**RECORDS SHOWN**
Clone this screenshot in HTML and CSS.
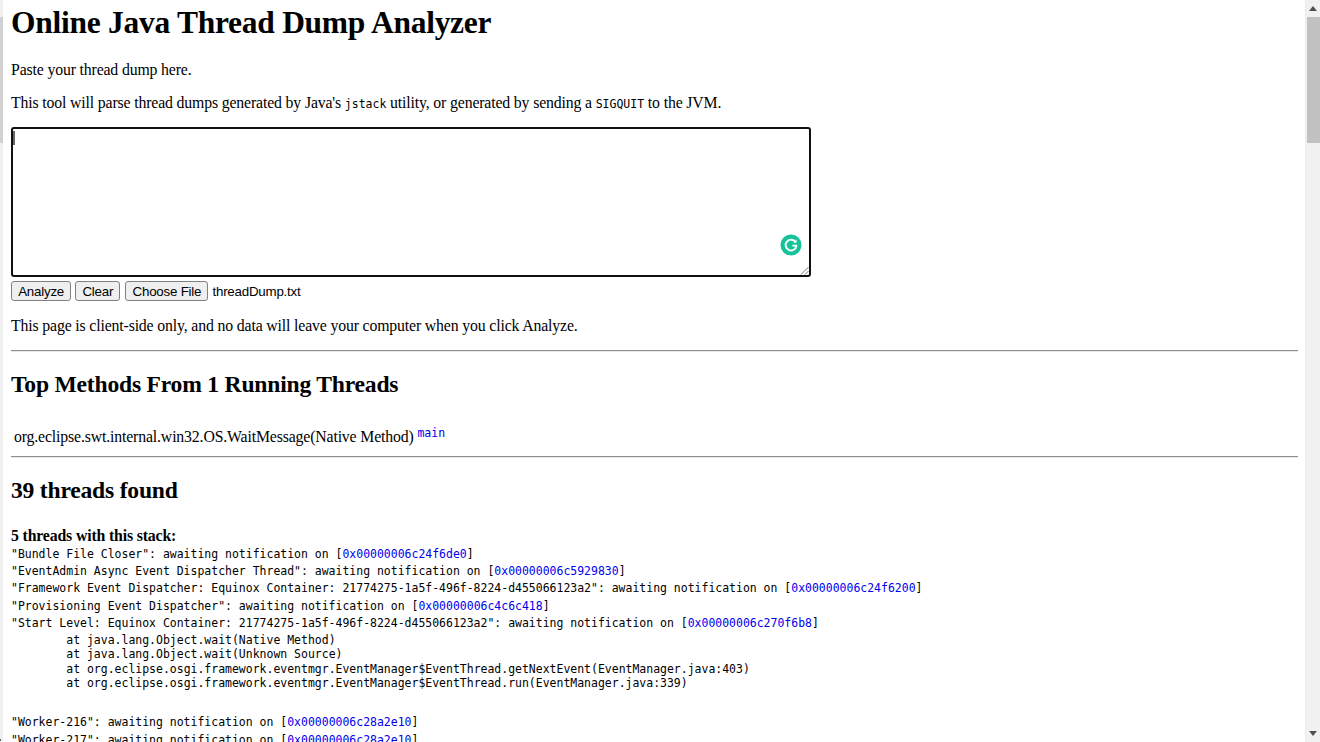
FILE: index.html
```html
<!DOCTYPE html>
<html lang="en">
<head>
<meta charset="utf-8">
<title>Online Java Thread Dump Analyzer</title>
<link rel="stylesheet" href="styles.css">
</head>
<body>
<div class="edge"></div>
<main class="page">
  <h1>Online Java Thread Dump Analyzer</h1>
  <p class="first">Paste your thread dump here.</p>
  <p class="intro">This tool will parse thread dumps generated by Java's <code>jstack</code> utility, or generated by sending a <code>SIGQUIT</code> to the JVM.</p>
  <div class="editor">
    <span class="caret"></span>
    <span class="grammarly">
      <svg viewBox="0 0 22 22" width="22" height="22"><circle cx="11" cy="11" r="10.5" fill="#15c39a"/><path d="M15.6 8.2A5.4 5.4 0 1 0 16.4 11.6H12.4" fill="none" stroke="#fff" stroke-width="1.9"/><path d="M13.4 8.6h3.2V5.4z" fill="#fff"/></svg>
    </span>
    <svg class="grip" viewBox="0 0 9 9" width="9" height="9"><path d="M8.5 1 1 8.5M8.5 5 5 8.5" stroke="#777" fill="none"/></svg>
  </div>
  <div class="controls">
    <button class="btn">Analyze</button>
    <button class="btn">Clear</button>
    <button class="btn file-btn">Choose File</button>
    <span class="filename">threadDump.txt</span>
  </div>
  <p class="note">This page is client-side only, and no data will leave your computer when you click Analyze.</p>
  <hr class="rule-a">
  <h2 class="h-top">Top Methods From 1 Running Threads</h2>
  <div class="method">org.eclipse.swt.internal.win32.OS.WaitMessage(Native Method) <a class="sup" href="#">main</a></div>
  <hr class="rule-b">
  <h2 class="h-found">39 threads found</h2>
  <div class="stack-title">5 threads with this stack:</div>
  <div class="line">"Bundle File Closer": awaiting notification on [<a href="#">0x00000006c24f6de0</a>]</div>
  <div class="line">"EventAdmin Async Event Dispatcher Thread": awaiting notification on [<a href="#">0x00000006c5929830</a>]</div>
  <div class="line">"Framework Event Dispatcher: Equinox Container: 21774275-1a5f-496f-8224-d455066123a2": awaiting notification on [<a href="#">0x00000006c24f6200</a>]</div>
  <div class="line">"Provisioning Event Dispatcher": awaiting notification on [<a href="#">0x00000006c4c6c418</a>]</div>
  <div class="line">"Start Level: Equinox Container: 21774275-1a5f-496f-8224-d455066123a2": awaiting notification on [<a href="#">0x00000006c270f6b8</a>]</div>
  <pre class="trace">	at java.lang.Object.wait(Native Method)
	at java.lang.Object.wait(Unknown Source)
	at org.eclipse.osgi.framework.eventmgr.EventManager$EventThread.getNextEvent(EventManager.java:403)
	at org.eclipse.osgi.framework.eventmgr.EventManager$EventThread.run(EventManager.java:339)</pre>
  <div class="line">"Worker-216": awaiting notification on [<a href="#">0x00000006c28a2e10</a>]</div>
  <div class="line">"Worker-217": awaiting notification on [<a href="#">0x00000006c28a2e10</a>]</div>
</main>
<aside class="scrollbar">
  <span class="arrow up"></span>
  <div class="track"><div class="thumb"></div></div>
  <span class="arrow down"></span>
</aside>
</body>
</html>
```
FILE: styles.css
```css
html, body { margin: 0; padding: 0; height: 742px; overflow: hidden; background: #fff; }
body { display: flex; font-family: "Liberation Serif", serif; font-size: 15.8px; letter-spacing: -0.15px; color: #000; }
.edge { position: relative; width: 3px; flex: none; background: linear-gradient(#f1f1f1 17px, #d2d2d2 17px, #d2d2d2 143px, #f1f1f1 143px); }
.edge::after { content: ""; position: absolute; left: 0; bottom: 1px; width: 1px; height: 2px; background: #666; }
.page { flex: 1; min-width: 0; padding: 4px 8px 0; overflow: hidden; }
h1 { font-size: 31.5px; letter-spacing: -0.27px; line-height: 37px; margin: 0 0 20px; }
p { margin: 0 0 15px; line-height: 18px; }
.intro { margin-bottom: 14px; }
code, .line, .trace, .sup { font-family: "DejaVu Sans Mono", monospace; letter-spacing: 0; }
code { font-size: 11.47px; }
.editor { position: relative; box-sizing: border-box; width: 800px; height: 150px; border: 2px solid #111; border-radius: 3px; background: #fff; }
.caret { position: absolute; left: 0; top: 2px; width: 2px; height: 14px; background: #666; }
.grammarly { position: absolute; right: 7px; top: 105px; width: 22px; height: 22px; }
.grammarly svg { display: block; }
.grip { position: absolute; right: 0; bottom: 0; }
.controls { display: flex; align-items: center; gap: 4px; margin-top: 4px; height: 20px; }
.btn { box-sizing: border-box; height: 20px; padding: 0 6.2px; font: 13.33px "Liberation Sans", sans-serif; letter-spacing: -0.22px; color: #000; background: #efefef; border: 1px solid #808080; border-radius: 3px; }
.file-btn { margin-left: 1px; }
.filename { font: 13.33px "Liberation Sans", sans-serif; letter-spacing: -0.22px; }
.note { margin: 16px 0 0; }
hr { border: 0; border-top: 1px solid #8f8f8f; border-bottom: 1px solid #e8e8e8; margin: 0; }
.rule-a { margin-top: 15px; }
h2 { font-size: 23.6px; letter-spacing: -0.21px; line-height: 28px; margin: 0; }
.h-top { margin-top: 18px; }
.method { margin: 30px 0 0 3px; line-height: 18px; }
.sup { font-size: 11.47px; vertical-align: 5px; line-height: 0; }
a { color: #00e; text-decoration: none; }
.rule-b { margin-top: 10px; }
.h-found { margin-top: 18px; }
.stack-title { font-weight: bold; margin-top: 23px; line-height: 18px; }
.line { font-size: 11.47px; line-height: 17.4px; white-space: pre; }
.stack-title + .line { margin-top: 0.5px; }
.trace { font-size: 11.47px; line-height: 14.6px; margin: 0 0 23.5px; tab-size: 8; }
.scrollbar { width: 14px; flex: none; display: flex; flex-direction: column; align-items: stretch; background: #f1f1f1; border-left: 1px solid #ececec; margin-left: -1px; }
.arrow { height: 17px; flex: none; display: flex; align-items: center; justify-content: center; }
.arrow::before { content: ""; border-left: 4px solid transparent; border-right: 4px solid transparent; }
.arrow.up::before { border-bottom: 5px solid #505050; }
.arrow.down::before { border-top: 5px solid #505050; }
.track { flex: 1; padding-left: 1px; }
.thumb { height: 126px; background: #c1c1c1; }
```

--

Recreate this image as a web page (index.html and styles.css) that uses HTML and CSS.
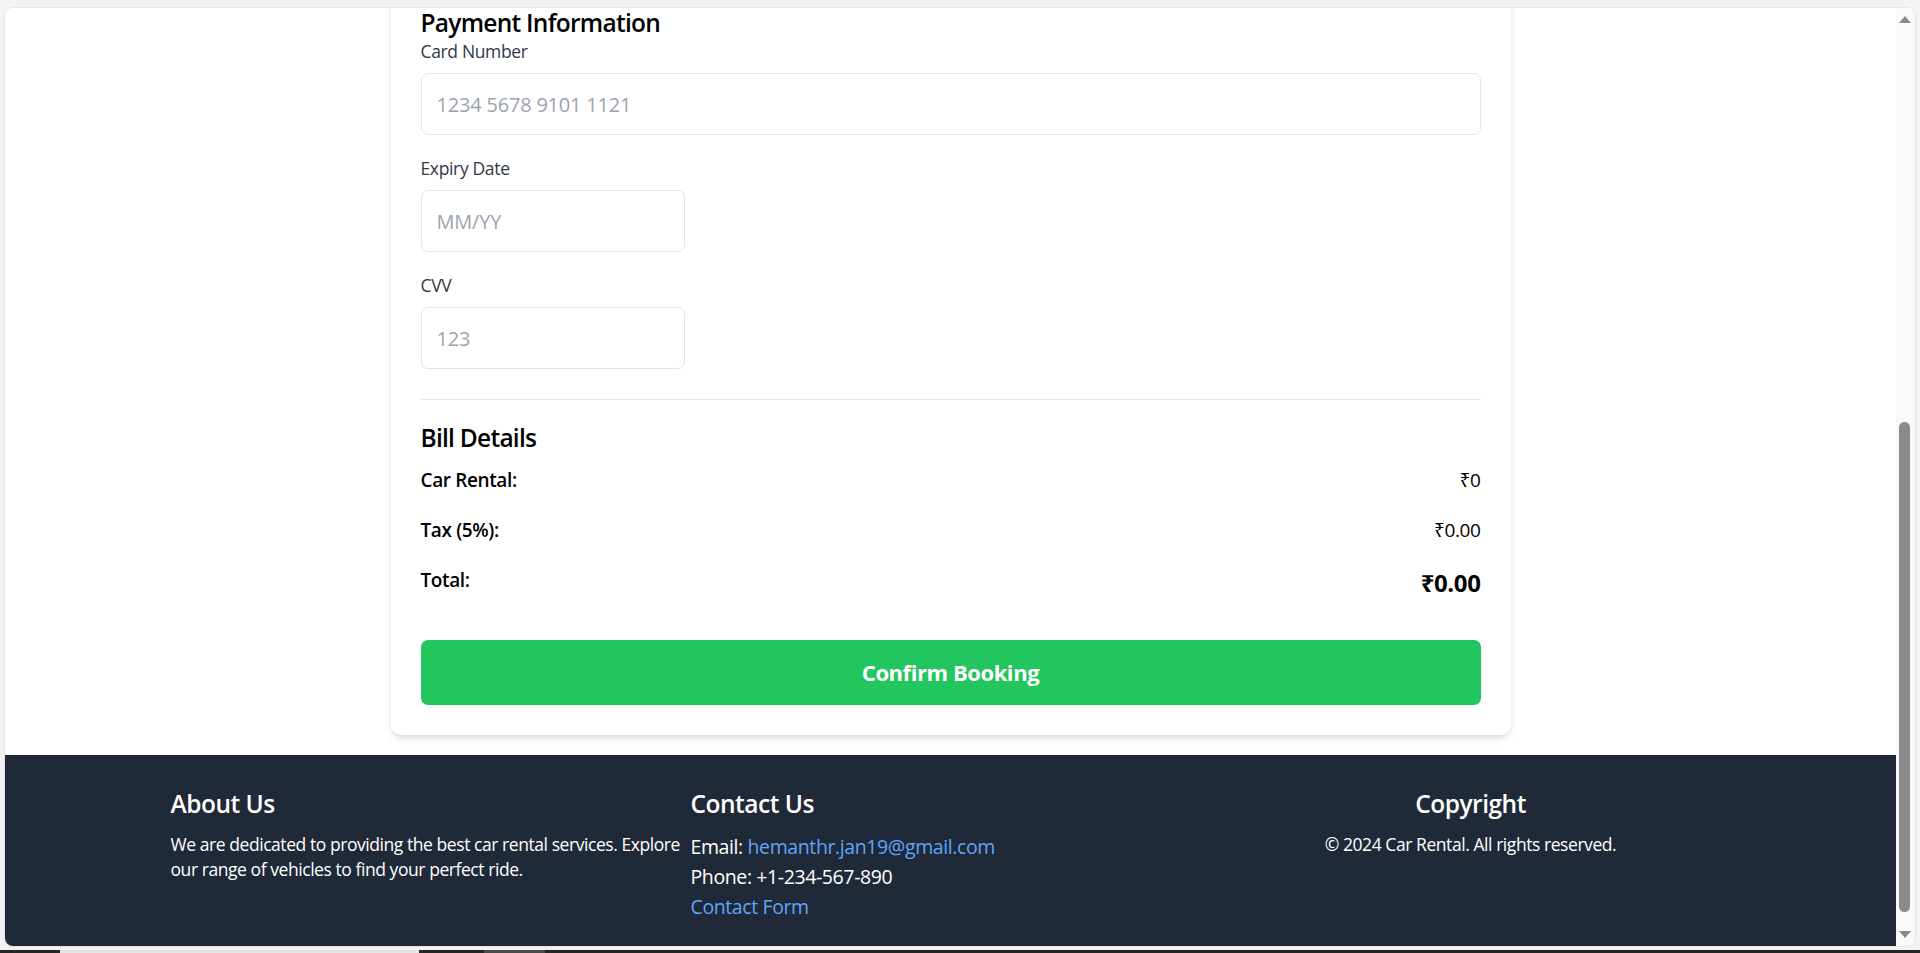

**YOUR GOAL**
Reply with the number of lines in the preceding entries that contain "styles", and no other words.

**SOLUTION BELOW**
3